Hear my pain, O God, and give me courage to face my disappointment.

 

DISAPPOINTMENT

I read this quote recently on Facebook: "What screws us up most in life is the picture in our head of how it is supposed to be."  I agree.  One way not to be disappointed is to not have any image of the way things are supposed to be.

But, I wonder how much we miss if we give up our imagination about what we would like life to be. Desire is vital to life. It is what makes the difference between existing and living. Desire is the driving force for activity.  The desire for the well-being of our family drives us to get to work and earn money. The desire for a better world drives us to work for laws that make a more just world.  The desire to live well in our family motivates us to be graceful and forgiving.  Desire is what gives shape and form to our daily decisions.

So, if we are to be alive, and if we are to desire life to be a certain way, what do we do when it doesn't turn out the way it's "supposed to be"?  How do we live with being disappointed when people don't do what we think they should do?  

One way to look at disappointment is as a loss.  When things don't work out as we want, we lose something. We lose confidence in our ability to make things happen the way we want.  (Maybe that is something like the loss of the illusion that we are God.) We may lose our belief that everyone else sees the world the way we do. We lose the illusion that others desire life just as we do.

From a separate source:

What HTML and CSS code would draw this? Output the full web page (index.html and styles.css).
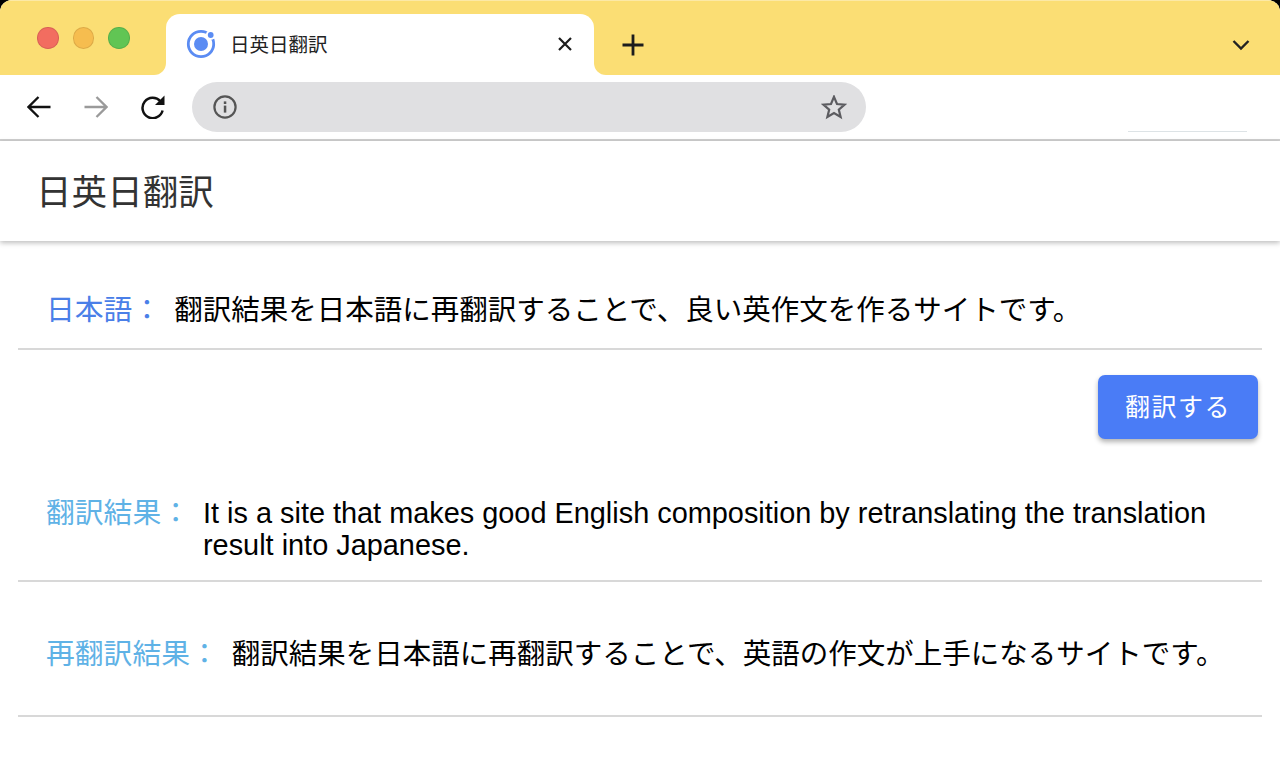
FILE: index.html
```html
<!DOCTYPE html>
<html lang="ja">
<head>
<meta charset="UTF-8">
<meta name="viewport" content="width=device-width, initial-scale=1.0">
<title>日英日翻訳</title>
<link rel="stylesheet" href="styles.css">
</head>
<body>
    <div class="corners">
        <div class="strip">
            <div class="lights">
                <span class="light red"></span>
                <span class="light amber"></span>
                <span class="light green"></span>
            </div>
            <div class="tab-wrap">
                <div class="tab">
                    <svg class="favicon" width="32" height="32" viewBox="0 0 32 32">
                        <circle cx="15" cy="16" r="12.7" fill="none" stroke="#5b8cf3" stroke-width="2.8"/>
                        <circle cx="15" cy="16" r="7" fill="#5b8cf3"/>
                        <circle cx="24.7" cy="7" r="4.8" fill="#fff"/>
                        <circle cx="24.7" cy="7" r="2.9" fill="#5b8cf3"/>
                    </svg>
                    <span class="tab-title">日英日翻訳</span>
                    <svg class="tab-close" width="16" height="16" viewBox="0 0 16 16">
                        <path d="M2 2 L14 14 M14 2 L2 14" stroke="#1c1c1c" stroke-width="2.2" fill="none"/>
                    </svg>
                </div>
            </div>
            <div class="strip-right">
                <svg class="plus" width="22" height="22" viewBox="0 0 22 22">
                    <path d="M0.5 11 H21.5 M11 0.5 V21.5" stroke="#1c1c1c" stroke-width="2.8" fill="none"/>
                </svg>
                <svg class="chevron" width="18" height="12" viewBox="0 0 18 12">
                    <path d="M1.5 2 L9 9.5 L16.5 2" stroke="#222" stroke-width="2.4" fill="none"/>
                </svg>
            </div>
        </div>
    </div>

    <div class="toolbar">
        <svg class="nav-icon" width="24" height="22" viewBox="0 0 24 22">
            <path d="M23.5 11 H2 M11.5 1 L1.5 11 L11.5 21" stroke="#111" stroke-width="2.3" fill="none"/>
        </svg>
        <svg class="nav-icon" width="24" height="22" viewBox="0 0 24 22">
            <path d="M0.5 11 H22 M12.5 1 L22.5 11 L12.5 21" stroke="#9a9a9a" stroke-width="2.3" fill="none"/>
        </svg>
        <svg class="nav-icon" width="24" height="24" viewBox="0 0 24 24">
            <path d="M19.4 6.2 A10.2 10.2 0 1 0 21.6 15.5" stroke="#111" stroke-width="2.5" fill="none"/>
            <path d="M14 10 H23.5 V0.5 Z" fill="#111"/>
        </svg>
        <div class="omnibox">
            <svg width="24" height="24" viewBox="0 0 24 24">
                <circle cx="12" cy="12" r="10.6" fill="none" stroke="#555" stroke-width="2.2"/>
                <rect x="10.8" y="10.6" width="2.5" height="7" fill="#555"/>
                <rect x="10.8" y="6.4" width="2.5" height="2.6" fill="#555"/>
            </svg>
            <svg width="26" height="25" viewBox="0 1 26 25">
                <path d="M13 2.8 L16 10 L23.6 10.6 L17.8 15.6 L19.6 23 L13 19 L6.4 23 L8.2 15.6 L2.4 10.6 L10 10 Z" fill="none" stroke="#5c5c60" stroke-width="2.2"/>
            </svg>
        </div>
        <div class="ext-line"></div>
    </div>

    <div class="header">
        <h1 class="page-title">日英日翻訳</h1>
    </div>

    <div class="content">
        <div class="row row-source">
            <span class="label label-primary">日本語：</span>
            <span class="value">翻訳結果を日本語に再翻訳することで、良い英作文を作るサイトです。</span>
        </div>
        <div class="actions">
            <button class="translate">翻訳する</button>
        </div>
        <div class="row row-result">
            <span class="label label-secondary">翻訳結果：</span>
            <span class="value value-en">It is a site that makes good English composition by retranslating the translation result into Japanese.</span>
        </div>
        <div class="row row-back">
            <span class="label label-secondary">再翻訳結果：</span>
            <span class="value">翻訳結果を日本語に再翻訳することで、英語の作文が上手になるサイトです。</span>
        </div>
    </div>
</body>
</html>
```

FILE: styles.css
```css
html, body {
  margin: 0;
  padding: 0;
  height: 782px;
  overflow: hidden;
}

body {
  background-color: white;
  font-family: "Liberation Sans", "Noto Sans CJK JP", sans-serif;
}

.corners {
  background-color: black;
}

.strip {
  display: flex;
  height: 75px;
  background-color: white;
  border-radius: 12px 12px 0 0;
  overflow: hidden;
}

.lights {
  width: 166px;
  box-sizing: border-box;
  padding: 26px 0 0 37px;
  display: flex;
  gap: 14px;
  background-color: #fbde74;
  border-top: 1px solid #fce9a6;
  border-bottom-right-radius: 12px;
}

.light {
  width: 21.5px;
  height: 21.5px;
  border-radius: 50%;
  box-sizing: border-box;
  border: 1px solid rgba(0, 0, 0, 0.1);
}

.red { background-color: #f26d60; }
.amber { background-color: #f6bd4f; }
.green { background-color: #61c554; }

.tab-wrap {
  width: 428px;
  padding-top: 13px;
  box-sizing: border-box;
  background-color: #fbde74;
  border-top: 1px solid #fce9a6;
}

.tab {
  height: 61px;
  background-color: white;
  border-radius: 14px 14px 0 0;
  display: flex;
  align-items: center;
  padding: 0 21px 2px 20px;
  box-sizing: border-box;
}

.favicon {
  margin-right: 12px;
}

.tab-title {
  font-size: 19.5px;
  color: #222;
  flex: 1;
}

.strip-right {
  flex: 1;
  display: flex;
  align-items: center;
  justify-content: space-between;
  padding: 13px 30px 0 28px;
  background-color: #fbde74;
  border-top: 1px solid #fce9a6;
  border-bottom-left-radius: 12px;
}

.toolbar {
  height: 64px;
  display: flex;
  align-items: center;
  padding-left: 27px;
  border-bottom: 2px solid #cfcfcf;
  position: relative;
}

.nav-icon {
  margin-right: 33px;
}

.nav-icon:nth-child(3) {
  margin-right: 27px;
}

.omnibox {
  width: 674px;
  height: 50px;
  background-color: #e0e0e2;
  border-radius: 25px;
  display: flex;
  align-items: center;
  justify-content: space-between;
  padding: 0 19px 0 21px;
  box-sizing: border-box;
}

.ext-line {
  position: absolute;
  left: 1128px;
  bottom: 7px;
  width: 119px;
  height: 1px;
  background-color: #dde3e6;
}

.header {
  height: 100px;
  box-sizing: border-box;
  display: flex;
  align-items: center;
  padding: 0 0 3px 36px;
  box-shadow: 0 2px 5px rgba(0, 0, 0, 0.26);
  position: relative;
}

.page-title {
  margin: 0;
  font-size: 35.6px;
  font-weight: normal;
  color: #333;
}

.content {
  padding: 0 18px;
}

.row {
  display: flex;
  padding-left: 28px;
  border-bottom: 2px solid #d8d8d8;
  box-sizing: border-box;
  font-size: 28.8px;
  line-height: 32px;
}

.row-source {
  height: 109px;
  align-items: center;
  padding-top: 30px;
}

.row-result {
  height: 117px;
  padding-top: 32px;
  padding-right: 30px;
}

.row-back {
  height: 135px;
  align-items: center;
  padding-top: 11px;
}

.label {
  margin-right: 13px;
  white-space: nowrap;
}

.label-primary {
  color: #4a7fe8;
}

.label-secondary {
  color: #5fb2e6;
}

.value {
  color: #000;
  font-size: 28.5px;
}

.value-en {
  font-size: 28.88px;
}

.actions {
  display: flex;
  justify-content: flex-end;
  height: 115px;
  padding: 25px 4px 0 0;
  box-sizing: border-box;
}

.translate {
  width: 160px;
  height: 64px;
  padding: 0 0 4px;
  border: none;
  border-radius: 7px;
  background-color: #4a7cf6;
  color: white;
  font-family: inherit;
  font-size: 25px;
  letter-spacing: 1.5px;
  box-shadow: 0 3px 5px rgba(0, 0, 0, 0.3);
}
```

And with any loss, we have to grieve it.  Grieving loss is at it's core an act of forgiveness.  One person has said that forgiving is forgrieving.  Our inability to forgive the world for disappointing us will destine us to live in the prison of past pain.  Forgiving others for disappointing us frees us to live a new way, maybe with the grace to accept that which we can't change.  It makes it possible to move forward in a world that isn't the way we think the "world is supposed to be."

What do you have to grieve during this holiday season?  Will you forgive those who disappoint you and open to the surprises of a world that is new and filled with different possibilities?